One who pays his subscription regularly does all that the letter of the law demands of him. But he does not do all that the spirit of the Society and the unwritten law of custom exacts. For by now it is quite realised by members, and it should be known to all, who know anything of the Society, that it is not merely a machine for the collecting and distributing a certain amount of money. The Society would otherwise have to-day no raison d’etre, no excuse for not disbanding. Such work is much more successfully and efficiently done by others, notably by the Society of St. Vincent de Paul. But the First Catholic Charitable Society is to-day a body of leading practising Catholics of Preston, unparochial, belonging to no parish, but to all the parishes of the town. It is a body of Catholics, who may be used on all occasions in the interests of the Church in all her needs, who will promote her interests, defend her rights, and assist her clergy in all their difficulties. It has done this splendidly and successfully on many occasions in the past, as we shall see. It will, we have no doubt, do so no less zealously in the future. It is a band of Catholics having no politics and having only one watchword, “Pro Ecclesia Dei.” The late Very Rev. Canon Cosgrave, V.F., Vice-Chairman of the Society, put all this in one sentence of a letter written from his deathbed. He said: “I attach great importance to the First Catholic Charitable Society as being a most useful Catholic Centre. Its members are practically the backbone of Catholicity in the town, and it was the fons et origo of many a most successful campaign for Catholics’ best interests.”
That then is what the First Catholic Charitable Society is.
B.—WHAT IT DOES
Four times every year the members of the Society assemble on dates previously notified. Each member pays 2s. 6d. to the Treasurer. The Treasurer announces the amount just received and the actual state of the Society’s finances. There is a little discussion concerning the amount of distress in the town. Some one then proposes that two, three or four tickets be given to the clergy. This is put to the vote and a number is decided. This means that two, three, or four half-crowns are given to each of the thirty or forty priests of the town for distribution among the poor. The business of the Society is then theoretically at an end for the quarter.
In practice, however, it is but beginning. Almost always a discussion ensues on some subject of interest to the Catholicity of the town. The Chairman announces some question that the members are asked to interest themselves in. Or one of the members, or perhaps some stranger from another town, is invited to deliver a lecture on some subject of interest to Catholics. ‘This is often followed by a debate among the members. All are edified. Many are instructed.

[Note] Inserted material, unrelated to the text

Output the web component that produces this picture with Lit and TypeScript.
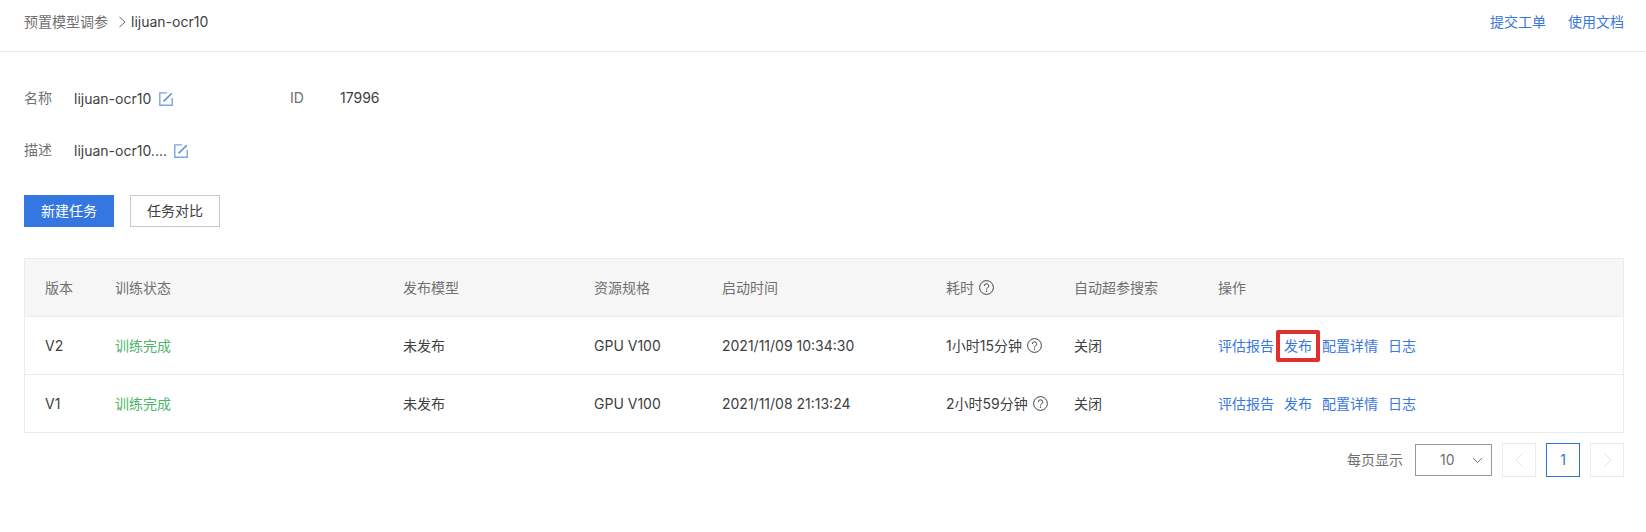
import { LitElement, html, css, svg } from "lit";
import { customElement } from "lit/decorators.js";

const edit = html`<svg class="edit" viewBox="0 0 14 14" fill="none"><path d="M8 .9H.8v12.3h12.4V6" stroke="#7aa5ea" stroke-width="1.4"/><path d="M4.6 9.4 12.8 1.2" stroke="#5a90e8" stroke-width="1.6"/></svg>`;
const help = html`<svg class="help" viewBox="0 0 15 15" fill="none"><circle cx="7.5" cy="7.5" r="6.9" stroke="#444" stroke-width="1"/><path d="M5.3 6a2.2 2.2 0 1 1 3.3 1.9c-.8.5-1.1.8-1.1 1.7" stroke="#444" stroke-width="1"/><circle cx="7.5" cy="11.3" r=".7" fill="#444"/></svg>`;
const rows = [
  { v: "V2", time: "2021/11/09 10:34:30", dur: "1小时15分钟", mark: true },
  { v: "V1", time: "2021/11/08 21:13:24", dur: "2小时59分钟", mark: false },
];

@customElement("app-root")
export class AppRoot extends LitElement {
  static styles = css`
    :host { display: block; height: 532px; background: #fff; color: #404040; font: 14px/20px Inter, "Liberation Sans", "Noto Sans CJK SC", sans-serif; overflow: hidden; }
    a { color: #3a78e0; }
    .top { height: 52px; box-sizing: border-box; border-bottom: 1px solid #ebebeb; padding: 12px 22px 0 24px; display: flex; justify-content: space-between; }
    .crumbs { display: flex; align-items: flex-start; }
    .crumbs .p { color: #707070; }
    .crumbs svg { width: 9px; height: 12px; margin: 4px 4px 0 10px; }
    .links { display: flex; gap: 22px; }
    .info { padding: 36px 24px 0; }
    .line { display: flex; height: 20px; margin-bottom: 32px; }
    .lab { width: 50px; color: #707070; }
    .val { display: flex; align-items: center; gap: 7px; margin-top: 1px; }
    .f1 { width: 216px; gap: 8px; }
    .id { width: 50px; color: #707070; }
    .edit { width: 14px; height: 14px; }
    .btns { display: flex; gap: 16px; margin: 35px 24px 0; }
    .btn { height: 32px; width: 90px; box-sizing: border-box; display: flex; align-items: center; justify-content: center; border: 1px solid #c8c8c8; }
    .btn.pri { background: #3577e0; border-color: #3577e0; color: #fff; }
    .tbl { margin: 31px 22px 0 24px; border: 1px solid #ebebeb; }
    .row { display: grid; grid-template-columns: 70px 288px 191px 128px 224px 128px 144px 1fr; height: 58px; align-items: center; padding-left: 20px; border-top: 1px solid #ebebeb; box-sizing: border-box; }
    .row.head { background: #f6f6f6; color: #707070; border-top: 0; height: 57px; }
    .cell { display: flex; align-items: center; gap: 5px; }
    .help { width: 15px; height: 15px; }
    .ok { color: #4db56a; }
    .ops { display: flex; gap: 10px; }
    .ops a { position: relative; }
    .mark { position: absolute; left: -8px; right: -8px; top: -6px; bottom: -6px; border: 4px solid #e0302d; border-radius: 2px; }
    .pager { display: flex; justify-content: flex-end; align-items: center; margin: 10px 22px 0 0; height: 34px; color: #707070; }
    .sel { width: 77px; height: 32px; box-sizing: border-box; border: 1px solid #999; margin: 0 10px 0 12px; display: flex; align-items: center; padding: 0 8px 0 24px; justify-content: space-between; }
    .sel svg { width: 11px; height: 7px; }
    .pg { width: 34px; height: 34px; box-sizing: border-box; border: 1px solid #ebebeb; display: flex; align-items: center; justify-content: center; }
    .pg + .pg { margin-left: 10px; }
    .pg svg { width: 9px; height: 16px; }
    .pg.on { border-color: #2f72e0; color: #2f72e0; }
  `;
  render() {
    const chev = (d: string, c: string) => svg`<path d=${d} stroke=${c} fill="none" stroke-width="1"/>`;
    return html`
      <div class="top">
        <div class="crumbs"><span class="p">预置模型调参</span><svg viewBox="0 0 9 12">${chev("M1.5 1 7 6l-5.5 5", "#666")}</svg><span>lijuan-ocr10</span></div>
        <div class="links"><a>提交工单</a><a>使用文档</a></div>
      </div>
      <div class="info">
        <div class="line"><span class="lab">名称</span><span class="val f1">lijuan-ocr10 ${edit}</span><span class="id">ID</span><span>17996</span></div>
        <div class="line"><span class="lab">描述</span><span class="val">lijuan-ocr10.... ${edit}</span></div>
      </div>
      <div class="btns"><div class="btn pri">新建任务</div><div class="btn">任务对比</div></div>
      <div class="tbl">
        <div class="row head"><span>版本</span><span>训练状态</span><span>发布模型</span><span>资源规格</span><span>启动时间</span><span class="cell">耗时 ${help}</span><span>自动超参搜索</span><span>操作</span></div>
        ${rows.map(r => html`<div class="row"><span>${r.v}</span><span class="ok">训练完成</span><span>未发布</span><span>GPU V100</span><span>${r.time}</span><span class="cell">${r.dur} ${help}</span><span>关闭</span>
          <span class="ops"><a>评估报告</a><a>发布${r.mark ? html`<span class="mark"></span>` : ""}</a><a>配置详情</a><a>日志</a></span></div>`)}
      </div>
      <div class="pager"><span>每页显示</span>
        <div class="sel"><span>10</span><svg viewBox="0 0 11 7">${chev("M1 1l4.5 4.5L10 1", "#777")}</svg></div>
        <div class="pg"><svg viewBox="0 0 9 16">${chev("M8 1 1 8l7 7", "#e6e6e6")}</svg></div>
        <div class="pg on">1</div>
        <div class="pg"><svg viewBox="0 0 9 16">${chev("M1 1l7 7-7 7", "#e6e6e6")}</svg></div>
      </div>`;
  }
}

If nothing else takes place, the bond of union among the members is strengthened by the very pleasant evening’s conversation. For it is a social gathering. When the serious business to be settled has been discussed, the Chairman gives permission to smoke, and refreshments are handed round. This is not a modern innovation. It was necessary, as we have seen in our first chapter, even during Mass, in the early days of the Society. Any meeting of Catholics had to be disguised as a gathering of convivial topers. And at these assemblies a certain small sum was set aside to provide these refreshments. Thus, on a fly-leaf of the first account book, we find the following memorandum:
Sept. 27 1807 At a full meeting of the Society it was considered necessary in consequence of the increase of the Society and the additional expense of Malt liquor &c that the quarterly money spent for the use of the members should be augmented to twelve shillings.
A similarly worded resolution increased this sum to one pound on April 2nd, 1815. A change of system was made in 1825. And the “resolution” announcing it in the minute book gives one of the first hints of carelessness in regard to attendance at meetings. It runs:
1825 March 27th. Resolved that on account of the irregular numbers that attend the Quarterly Meetings that instead of a Pound being spent at each meeting it is considered more conducive towards the good of the Charity that 8d be the amount to be spent at the meetings for each member who attends subject to a further allowance agreeable to the majority of the meeting on the Feast of St. Stephen.

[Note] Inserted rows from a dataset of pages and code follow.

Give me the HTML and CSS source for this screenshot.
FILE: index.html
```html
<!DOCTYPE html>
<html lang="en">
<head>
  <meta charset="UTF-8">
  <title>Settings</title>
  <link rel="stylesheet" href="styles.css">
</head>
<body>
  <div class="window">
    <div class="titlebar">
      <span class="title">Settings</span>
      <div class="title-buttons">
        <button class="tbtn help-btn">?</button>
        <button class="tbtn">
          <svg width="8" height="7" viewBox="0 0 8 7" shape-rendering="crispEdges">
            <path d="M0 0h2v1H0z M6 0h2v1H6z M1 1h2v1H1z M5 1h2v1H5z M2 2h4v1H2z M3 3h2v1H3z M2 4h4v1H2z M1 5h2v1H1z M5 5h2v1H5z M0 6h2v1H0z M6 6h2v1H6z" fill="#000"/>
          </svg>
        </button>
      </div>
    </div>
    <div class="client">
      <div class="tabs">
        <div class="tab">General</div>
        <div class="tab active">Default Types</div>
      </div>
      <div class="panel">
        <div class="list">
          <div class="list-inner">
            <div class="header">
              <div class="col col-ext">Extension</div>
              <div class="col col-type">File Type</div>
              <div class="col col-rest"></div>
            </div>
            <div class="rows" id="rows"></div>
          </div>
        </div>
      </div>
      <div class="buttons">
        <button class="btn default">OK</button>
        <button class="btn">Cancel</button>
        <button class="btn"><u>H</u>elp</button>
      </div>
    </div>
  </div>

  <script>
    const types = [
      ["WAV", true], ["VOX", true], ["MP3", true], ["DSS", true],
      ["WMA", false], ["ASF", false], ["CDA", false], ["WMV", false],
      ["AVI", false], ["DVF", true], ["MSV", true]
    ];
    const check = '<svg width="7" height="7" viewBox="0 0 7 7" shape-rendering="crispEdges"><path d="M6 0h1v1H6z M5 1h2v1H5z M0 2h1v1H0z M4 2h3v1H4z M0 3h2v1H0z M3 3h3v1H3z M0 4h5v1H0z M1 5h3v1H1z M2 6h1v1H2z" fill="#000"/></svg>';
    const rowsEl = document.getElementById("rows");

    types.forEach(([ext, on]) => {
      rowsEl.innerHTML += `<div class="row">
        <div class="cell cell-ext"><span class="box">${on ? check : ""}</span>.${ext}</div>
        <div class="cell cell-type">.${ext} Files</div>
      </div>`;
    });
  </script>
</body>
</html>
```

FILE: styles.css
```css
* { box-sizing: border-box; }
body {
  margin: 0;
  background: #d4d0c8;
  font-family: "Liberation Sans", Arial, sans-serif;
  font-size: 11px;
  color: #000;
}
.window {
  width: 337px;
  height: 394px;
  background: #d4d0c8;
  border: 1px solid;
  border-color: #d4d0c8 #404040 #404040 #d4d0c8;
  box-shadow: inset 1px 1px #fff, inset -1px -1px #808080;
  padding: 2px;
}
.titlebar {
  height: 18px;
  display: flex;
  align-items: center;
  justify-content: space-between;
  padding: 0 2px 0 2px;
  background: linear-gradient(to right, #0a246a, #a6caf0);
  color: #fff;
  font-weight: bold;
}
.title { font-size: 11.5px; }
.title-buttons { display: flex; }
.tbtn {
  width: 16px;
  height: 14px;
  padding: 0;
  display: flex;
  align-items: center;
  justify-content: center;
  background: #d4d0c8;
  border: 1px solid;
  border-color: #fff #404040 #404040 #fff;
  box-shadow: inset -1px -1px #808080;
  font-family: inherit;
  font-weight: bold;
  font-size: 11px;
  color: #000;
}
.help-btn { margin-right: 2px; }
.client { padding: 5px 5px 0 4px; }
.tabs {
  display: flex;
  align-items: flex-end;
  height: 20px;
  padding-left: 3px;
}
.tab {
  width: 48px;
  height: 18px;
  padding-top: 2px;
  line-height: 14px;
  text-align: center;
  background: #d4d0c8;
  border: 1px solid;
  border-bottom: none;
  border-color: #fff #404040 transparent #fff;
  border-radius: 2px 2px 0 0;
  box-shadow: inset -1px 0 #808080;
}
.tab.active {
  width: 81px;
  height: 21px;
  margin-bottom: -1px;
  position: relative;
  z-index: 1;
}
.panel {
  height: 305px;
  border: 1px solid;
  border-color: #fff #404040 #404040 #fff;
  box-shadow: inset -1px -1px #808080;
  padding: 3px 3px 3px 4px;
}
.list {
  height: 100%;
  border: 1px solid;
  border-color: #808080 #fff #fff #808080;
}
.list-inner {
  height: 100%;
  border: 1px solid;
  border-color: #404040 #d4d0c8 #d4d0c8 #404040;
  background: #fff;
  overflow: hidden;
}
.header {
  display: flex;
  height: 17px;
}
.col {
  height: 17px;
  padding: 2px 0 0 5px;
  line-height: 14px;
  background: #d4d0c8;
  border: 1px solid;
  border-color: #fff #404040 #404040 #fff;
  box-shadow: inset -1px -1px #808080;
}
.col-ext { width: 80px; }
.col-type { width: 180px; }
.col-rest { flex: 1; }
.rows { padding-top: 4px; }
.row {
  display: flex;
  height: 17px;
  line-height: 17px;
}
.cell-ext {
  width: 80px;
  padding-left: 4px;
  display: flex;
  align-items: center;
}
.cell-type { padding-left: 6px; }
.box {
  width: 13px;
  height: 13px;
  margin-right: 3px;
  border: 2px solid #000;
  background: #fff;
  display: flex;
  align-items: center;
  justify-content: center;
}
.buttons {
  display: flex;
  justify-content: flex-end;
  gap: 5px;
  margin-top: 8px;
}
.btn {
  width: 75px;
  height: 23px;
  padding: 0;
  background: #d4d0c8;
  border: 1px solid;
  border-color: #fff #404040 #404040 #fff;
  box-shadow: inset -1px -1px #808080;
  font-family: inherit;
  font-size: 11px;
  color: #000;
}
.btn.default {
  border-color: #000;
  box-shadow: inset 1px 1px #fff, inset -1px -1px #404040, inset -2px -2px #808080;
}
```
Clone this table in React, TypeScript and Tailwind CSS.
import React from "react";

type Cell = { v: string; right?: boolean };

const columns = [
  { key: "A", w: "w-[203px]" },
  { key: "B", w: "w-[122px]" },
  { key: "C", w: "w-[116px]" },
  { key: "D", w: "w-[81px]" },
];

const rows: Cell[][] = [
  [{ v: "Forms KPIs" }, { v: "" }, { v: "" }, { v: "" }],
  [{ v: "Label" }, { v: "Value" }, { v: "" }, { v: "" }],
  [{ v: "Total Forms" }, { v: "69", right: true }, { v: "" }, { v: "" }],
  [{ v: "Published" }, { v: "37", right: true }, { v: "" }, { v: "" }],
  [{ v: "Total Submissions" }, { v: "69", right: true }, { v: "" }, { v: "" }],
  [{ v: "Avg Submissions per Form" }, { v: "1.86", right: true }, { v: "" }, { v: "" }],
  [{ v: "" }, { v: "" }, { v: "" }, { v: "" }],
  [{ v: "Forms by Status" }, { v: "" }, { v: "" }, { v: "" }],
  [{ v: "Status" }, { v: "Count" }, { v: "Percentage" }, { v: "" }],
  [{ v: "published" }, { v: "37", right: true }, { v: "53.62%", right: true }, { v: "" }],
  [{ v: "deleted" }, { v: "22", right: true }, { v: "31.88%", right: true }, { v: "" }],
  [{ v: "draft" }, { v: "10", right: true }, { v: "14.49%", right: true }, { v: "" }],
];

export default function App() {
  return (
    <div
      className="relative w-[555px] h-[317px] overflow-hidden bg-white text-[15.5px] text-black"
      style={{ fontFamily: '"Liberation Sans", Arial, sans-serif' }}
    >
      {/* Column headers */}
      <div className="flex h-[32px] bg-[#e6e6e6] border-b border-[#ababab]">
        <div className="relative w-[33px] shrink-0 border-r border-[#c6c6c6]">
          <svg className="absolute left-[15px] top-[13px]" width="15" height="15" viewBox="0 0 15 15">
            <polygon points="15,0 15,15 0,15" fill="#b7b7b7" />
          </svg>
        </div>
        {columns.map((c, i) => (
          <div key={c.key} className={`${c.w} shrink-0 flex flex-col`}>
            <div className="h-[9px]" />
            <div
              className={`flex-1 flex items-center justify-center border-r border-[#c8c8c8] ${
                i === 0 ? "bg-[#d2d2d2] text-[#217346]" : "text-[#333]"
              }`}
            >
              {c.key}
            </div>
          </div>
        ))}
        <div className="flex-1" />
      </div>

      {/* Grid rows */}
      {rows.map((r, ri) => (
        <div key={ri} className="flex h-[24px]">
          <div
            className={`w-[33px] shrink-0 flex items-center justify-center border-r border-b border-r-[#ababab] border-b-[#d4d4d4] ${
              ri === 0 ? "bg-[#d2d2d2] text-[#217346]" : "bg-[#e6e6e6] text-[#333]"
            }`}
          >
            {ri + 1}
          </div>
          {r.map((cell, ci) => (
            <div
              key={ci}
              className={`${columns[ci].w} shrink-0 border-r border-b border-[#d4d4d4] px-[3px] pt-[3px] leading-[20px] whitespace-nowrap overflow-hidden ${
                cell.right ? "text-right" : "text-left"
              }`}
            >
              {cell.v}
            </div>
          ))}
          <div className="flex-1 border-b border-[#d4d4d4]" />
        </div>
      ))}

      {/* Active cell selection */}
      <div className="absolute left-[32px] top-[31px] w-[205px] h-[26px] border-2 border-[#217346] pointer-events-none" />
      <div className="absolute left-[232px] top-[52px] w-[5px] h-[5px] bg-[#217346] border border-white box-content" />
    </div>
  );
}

But what weighty matters were discussed at these meetings in all friendliness and charity! Rule 14 tells us that
the Chairman of the meeting may, at his discretion, allow any subject pertaining to Catholic interests, whether local or otherwise, to be brought forward for discussion; and the discussion of any matter so brought forward shall immediately cease if a notification be given from the chair that further discussion is undesirable.
It is well known without reference to the minutes, old members will tell you, the archives of the various Churches will bear witness, that no great Catholic movement took place in Preston that did not have its rise in and was not forwarded by the First Catholic Charitable Society. Was the Catholic population of the town growing so that a new parish had to be formed, a meeting of the First Catholic Charitable Society was called, and during a smoking concert the needs of the Church were explained and ways and means for carrying out the project were discussed and the Society undertook the work. Many such undertakings were accepted by the Society in the past. There happens to be before us, as we write, a newspaper cutting of such a meeting called together by Fr. Papall, S.J., in August, 1896, at the Bull Hotel, that he might interest the Society in a scheme for paying off a debt of some £5,000 on St. Walburge’s Church. And the meeting entered into the business with a will. And at various times during the last three quarters of a century we find Rectors of Parishes turning with confidence to members of the Society and to the Society as a body for help.

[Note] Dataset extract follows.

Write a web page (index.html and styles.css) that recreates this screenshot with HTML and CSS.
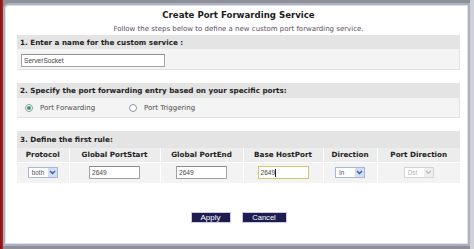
FILE: index.html
```html
<!DOCTYPE html>
<html lang="en">
<head>
    <meta charset="UTF-8">
    <title>Create Port Forwarding Service</title>
    <link rel="stylesheet" href="styles.css">
</head>
<body>
    <div class="panel">
        <h1 class="title">Create Port Forwarding Service</h1>
        <p class="intro">Follow the steps below to define a new custom port forwarding service.</p>

        <div class="step step1">
            <div class="step-head">1. Enter a name for the custom service :</div>
            <div class="step-body">
                <div class="field name-field">ServerSocket</div>
            </div>
        </div>

        <div class="step step2">
            <div class="step-head">2. Specify the port forwarding entry based on your specific ports:</div>
            <div class="step-body radios">
                <label class="radio"><span class="dot checked"></span>Port Forwarding</label>
                <label class="radio"><span class="dot"></span>Port Triggering</label>
            </div>
        </div>

        <div class="step step3">
            <div class="step-head">3. Define the first rule:</div>
            <table class="rules">
                <tr>
                    <th class="c1">Protocol</th>
                    <th class="c2">Global PortStart</th>
                    <th class="c3">Global PortEnd</th>
                    <th class="c4">Base HostPort</th>
                    <th class="c5">Direction</th>
                    <th class="c6">Port Direction</th>
                </tr>
                <tr>
                    <td><div class="sel"><span>both</span><i class="arr"><svg width="7" height="5" viewBox="0 0 7 5"><path d="M1 1 L3.5 3.5 L6 1" fill="none" stroke="#2a5fb0" stroke-width="1.4"/></svg></i></div></td>
                    <td><div class="field port">2649</div></td>
                    <td><div class="field port">2649</div></td>
                    <td><div class="field port focus">2649<span class="caret"></span></div></td>
                    <td><div class="sel"><span>In</span><i class="arr"><svg width="7" height="5" viewBox="0 0 7 5"><path d="M1 1 L3.5 3.5 L6 1" fill="none" stroke="#2a5fb0" stroke-width="1.4"/></svg></i></div></td>
                    <td><div class="sel off"><span>Dst</span><i class="arr"><svg width="7" height="5" viewBox="0 0 7 5"><path d="M1 1 L3.5 3.5 L6 1" fill="none" stroke="#b8b8b8" stroke-width="1.2"/></svg></i></div></td>
                </tr>
            </table>
        </div>

        <div class="actions">
            <button class="btn apply">Apply</button>
            <button class="btn cancel">Cancel</button>
        </div>
    </div>
</body>
</html>
```

FILE: styles.css
```css
*{box-sizing: border-box;}
html, body{
    margin: 0;
    padding: 0;
}
body{
    width: 474px;
    height: 249px;
    overflow: hidden;
    padding: 3px 4px 3px 3px;
    background: linear-gradient(to right, #7e1414 0, #b32222 3px, #8e9096 3px, #8e9096 470px, #cfd1d6 470px);
    font-family: "DejaVu Sans", Verdana, sans-serif;
    color: #333;
}
.panel{
    height: 243px;
    background: #fff;
    border: 2px solid #a9b2c4;
    border-radius: 6px 0 0 0;
    box-shadow: inset 0 0 0 1px #dde2ea;
    padding: 0 8px 0 12px;
}
.title{
    margin: 0;
    padding-top: 4px;
    height: 16px;
    line-height: 12px;
    font-size: 8.6px;
    font-weight: bold;
    text-align: center;
    color: #1c1c1c;
}
.intro{
    margin: 3px 0 0 0;
    height: 11px;
    line-height: 10px;
    font-size: 7px;
    text-align: center;
    color: #5d4b63;
}
.step-head{
    background: #e4e4e4;
    padding-left: 3px;
    font-size: 7.2px;
    font-weight: bold;
    color: #1e1e1e;
}
.step-body{
    background: #f4f4f4;
    border-right: 1px solid #e2e2e2;
    border-bottom: 1px solid #e2e2e2;
}
.step1 .step-head{
    height: 14px;
    line-height: 15px;
}
.step1 .step-body{
    height: 21px;
    padding: 5px 0 0 4px;
}
.step2{
    margin-top: 13px;
}
.step2 .step-head{
    height: 15px;
    line-height: 15px;
}
.step3{
    margin-top: 13px;
}
.step3 .step-head{
    height: 17px;
    line-height: 17px;
}

.field{
    background: #fff;
    border: 1px solid #a3a3a3;
    border-top-color: #8c8c8c;
    font-family: "Liberation Sans", Arial, sans-serif;
    font-size: 6.6px;
    color: #444;
    padding-left: 2px;
}
.name-field{
    width: 144px;
    height: 13px;
    line-height: 11px;
}

.radios{
    display: flex;
    align-items: center;
    height: 20px;
    padding-left: 8px;
}
.radio{
    display: flex;
    align-items: center;
    font-size: 7px;
    color: #4a4a4a;
}
.radio + .radio{
    margin-left: 34px;
}
.dot{
    width: 8px;
    height: 8px;
    border: 1px solid #8d98a4;
    border-radius: 50%;
    background: #fff;
    margin-right: 7px;
    display: flex;
    align-items: center;
    justify-content: center;
}
.dot.checked::after{
    content: "";
    width: 4px;
    height: 4px;
    border-radius: 50%;
    background: #3c9a63;
}

.rules{
    width: 443px;
    border-collapse: collapse;
    table-layout: fixed;
}
.rules th, .rules td{
    border: 1px solid #fff;
    text-align: center;
    padding: 0;
}
.rules tr:first-child th{border-top: none;}
.rules th:first-child, .rules td:first-child{border-left: none;}
.rules th:last-child, .rules td:last-child{border-right: none;}
.rules tr:last-child td{border-bottom: none;}
.rules th{
    height: 14px;
    background: #ececec;
    font-size: 7.2px;
    font-weight: bold;
    color: #222;
}
.rules td{
    height: 21px;
    background: #f3f3f3;
}
.c1{width: 52px;}
.c2{width: 91px;}
.c3{width: 83px;}
.c4{width: 80px;}
.c5{width: 54px;}
.c6{width: 83px;}

.port{
    width: 51px;
    height: 13px;
    line-height: 11px;
    margin: 0 auto;
    text-align: left;
}
.focus{
    border: 1px solid #d6c374;
    display: flex;
    align-items: center;
}
.caret{
    display: inline-block;
    width: 1px;
    height: 8px;
    background: #222;
}

.sel{
    width: 30px;
    height: 11px;
    margin: 0 auto;
    background: #fff;
    border: 1px solid #a8b8d0;
    display: flex;
    align-items: center;
    justify-content: space-between;
    font-family: "Liberation Sans", Arial, sans-serif;
    font-size: 6.4px;
    color: #555;
    padding-left: 3px;
}
.arr{
    width: 9px;
    height: 9px;
    background: #d3def2;
    display: flex;
    align-items: center;
    justify-content: center;
}
.sel.off{
    border-color: #d4d4d4;
    color: #b4b4b4;
}
.sel.off .arr{
    background: #efefef;
}

.actions{
    display: flex;
    justify-content: center;
    gap: 11px;
    margin-top: 29px;
}
.btn{
    height: 11px;
    padding: 0;
    background: #1d1d50;
    border: 1px solid #c9c9ec;
    color: #fff;
    font-family: "Liberation Sans", Arial, sans-serif;
    line-height: 9px;
}
.apply{
    width: 40px;
    font-size: 8px;
}
.cancel{
    width: 45px;
    font-size: 7.6px;
}
```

But what other more important schemes still have not been brought to successful issue by the Society? The Poor Law system from a Catholic point of view, Poor Law Schools, the Guardians’ Compact, and above all the great organisations in opposition to Education Bills hostile to Catholic interests, the Catholic Parents’ Education League, and afterwards the Catholic League— all these things that have meant an inestimable amount to Catholic interests in the town, even in the country at large, have been mooted, have been set in motion have been carried to a triumphant end in and by the First Catholic Charitable Society in the past. If needs arise, the Society, faithful to a tradition of nearly two centuries, will be ready to fight again. The Society is as it were the nucleus, the “Cadre” (to use an army term) of a fine regiment. It requires but the blast of a bugle-call to arms to swell into a valiant band ready to fight with all lawful means in the interests of its Church. Other Societies do excellent work in their way. But they meet so seldom. Their members are strangers to one another. Our Society is banded together in friendship and harmony, fostered by the quarterly gatherings.